- [Source material]
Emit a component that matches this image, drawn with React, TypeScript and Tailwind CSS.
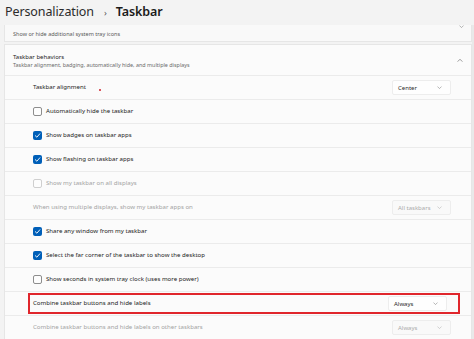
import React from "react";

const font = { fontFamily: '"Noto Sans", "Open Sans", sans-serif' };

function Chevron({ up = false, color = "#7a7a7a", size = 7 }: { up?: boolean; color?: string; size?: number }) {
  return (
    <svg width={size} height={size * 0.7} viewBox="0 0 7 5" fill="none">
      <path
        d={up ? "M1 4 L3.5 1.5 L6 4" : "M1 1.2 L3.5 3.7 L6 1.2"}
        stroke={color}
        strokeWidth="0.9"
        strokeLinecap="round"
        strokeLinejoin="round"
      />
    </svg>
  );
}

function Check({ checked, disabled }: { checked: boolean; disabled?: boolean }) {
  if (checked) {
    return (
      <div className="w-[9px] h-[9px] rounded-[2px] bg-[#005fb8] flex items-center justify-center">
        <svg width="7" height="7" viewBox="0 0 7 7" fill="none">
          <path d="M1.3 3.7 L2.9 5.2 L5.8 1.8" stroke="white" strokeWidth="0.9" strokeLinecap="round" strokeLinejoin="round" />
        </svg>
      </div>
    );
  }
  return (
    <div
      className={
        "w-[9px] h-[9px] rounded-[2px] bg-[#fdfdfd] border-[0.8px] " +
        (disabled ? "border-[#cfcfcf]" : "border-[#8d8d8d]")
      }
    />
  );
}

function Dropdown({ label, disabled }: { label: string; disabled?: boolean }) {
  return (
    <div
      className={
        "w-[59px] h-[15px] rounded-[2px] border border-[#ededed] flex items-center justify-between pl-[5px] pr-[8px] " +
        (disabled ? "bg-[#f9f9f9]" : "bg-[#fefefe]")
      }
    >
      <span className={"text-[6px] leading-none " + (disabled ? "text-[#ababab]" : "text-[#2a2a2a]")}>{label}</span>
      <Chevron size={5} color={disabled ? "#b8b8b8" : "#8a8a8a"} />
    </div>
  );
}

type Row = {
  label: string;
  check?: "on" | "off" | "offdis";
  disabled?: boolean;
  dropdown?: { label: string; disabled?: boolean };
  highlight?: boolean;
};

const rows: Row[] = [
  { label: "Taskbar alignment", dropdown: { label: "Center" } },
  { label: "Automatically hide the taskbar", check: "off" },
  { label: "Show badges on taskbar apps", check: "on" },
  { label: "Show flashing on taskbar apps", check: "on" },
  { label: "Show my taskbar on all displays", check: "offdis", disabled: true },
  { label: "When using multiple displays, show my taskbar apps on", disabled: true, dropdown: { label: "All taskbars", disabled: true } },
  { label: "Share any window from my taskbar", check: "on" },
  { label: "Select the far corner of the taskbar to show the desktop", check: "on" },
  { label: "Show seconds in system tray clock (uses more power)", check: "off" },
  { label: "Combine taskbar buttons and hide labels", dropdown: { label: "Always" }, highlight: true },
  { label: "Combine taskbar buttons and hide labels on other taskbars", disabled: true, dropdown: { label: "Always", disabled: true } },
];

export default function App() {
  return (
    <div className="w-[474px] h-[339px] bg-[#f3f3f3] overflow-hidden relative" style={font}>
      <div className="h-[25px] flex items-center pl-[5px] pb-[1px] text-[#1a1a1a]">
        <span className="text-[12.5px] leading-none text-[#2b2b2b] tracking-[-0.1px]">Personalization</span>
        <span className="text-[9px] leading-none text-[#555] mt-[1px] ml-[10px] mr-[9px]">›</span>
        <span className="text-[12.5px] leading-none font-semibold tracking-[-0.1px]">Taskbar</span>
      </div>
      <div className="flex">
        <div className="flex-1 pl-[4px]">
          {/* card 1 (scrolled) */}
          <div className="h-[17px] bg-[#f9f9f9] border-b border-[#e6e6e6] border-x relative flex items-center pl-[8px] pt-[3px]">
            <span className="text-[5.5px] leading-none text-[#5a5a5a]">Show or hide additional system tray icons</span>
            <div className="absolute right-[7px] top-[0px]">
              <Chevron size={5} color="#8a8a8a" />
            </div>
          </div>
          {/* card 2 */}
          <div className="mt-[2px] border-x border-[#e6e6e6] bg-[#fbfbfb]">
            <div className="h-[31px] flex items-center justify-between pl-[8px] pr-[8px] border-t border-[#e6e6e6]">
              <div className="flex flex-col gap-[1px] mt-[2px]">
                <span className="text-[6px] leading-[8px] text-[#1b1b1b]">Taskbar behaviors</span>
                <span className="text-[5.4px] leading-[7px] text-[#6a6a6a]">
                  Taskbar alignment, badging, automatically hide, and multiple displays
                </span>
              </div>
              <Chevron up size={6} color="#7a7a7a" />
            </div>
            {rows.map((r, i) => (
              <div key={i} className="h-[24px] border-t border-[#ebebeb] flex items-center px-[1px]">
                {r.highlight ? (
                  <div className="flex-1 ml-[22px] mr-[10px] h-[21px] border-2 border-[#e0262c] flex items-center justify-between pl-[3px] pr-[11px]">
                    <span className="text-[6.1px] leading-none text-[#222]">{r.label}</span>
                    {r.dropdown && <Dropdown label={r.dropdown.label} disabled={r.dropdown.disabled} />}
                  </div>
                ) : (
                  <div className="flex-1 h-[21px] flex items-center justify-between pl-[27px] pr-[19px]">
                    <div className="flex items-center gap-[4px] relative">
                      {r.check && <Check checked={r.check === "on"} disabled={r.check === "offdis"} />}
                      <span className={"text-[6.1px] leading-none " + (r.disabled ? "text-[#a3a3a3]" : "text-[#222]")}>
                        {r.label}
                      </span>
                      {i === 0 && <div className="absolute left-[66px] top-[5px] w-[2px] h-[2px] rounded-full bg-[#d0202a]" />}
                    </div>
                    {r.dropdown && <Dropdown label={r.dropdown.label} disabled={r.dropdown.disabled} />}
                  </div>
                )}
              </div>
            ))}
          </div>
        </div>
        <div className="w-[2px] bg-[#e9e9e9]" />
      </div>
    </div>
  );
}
---
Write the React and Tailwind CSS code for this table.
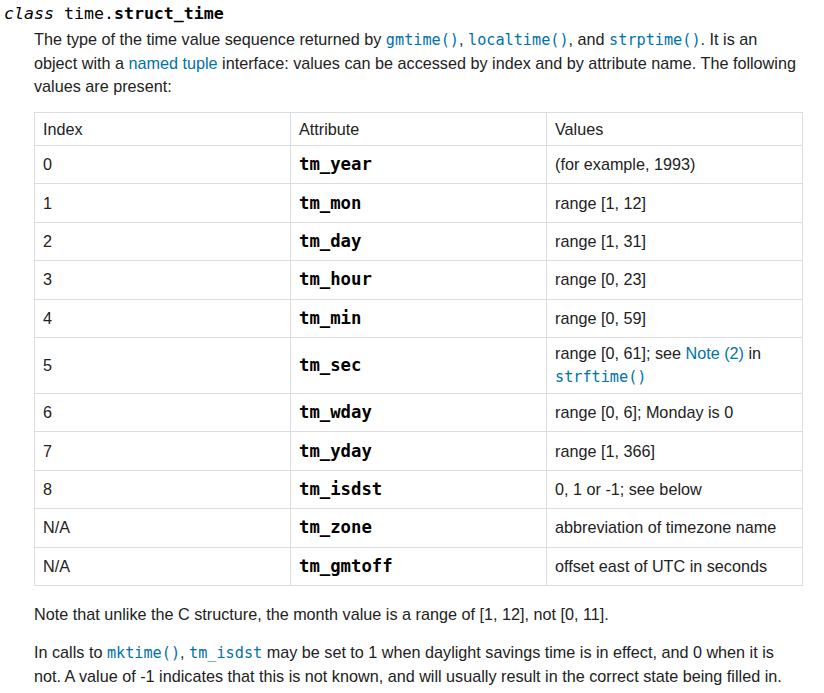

- [Exercise goal] Search the records for the word "Tailwind", then list every line that has it.

- [Finished task]
Emit a component that matches this image, drawn with React, TypeScript and Tailwind CSS.
Write the React and Tailwind CSS code for this table.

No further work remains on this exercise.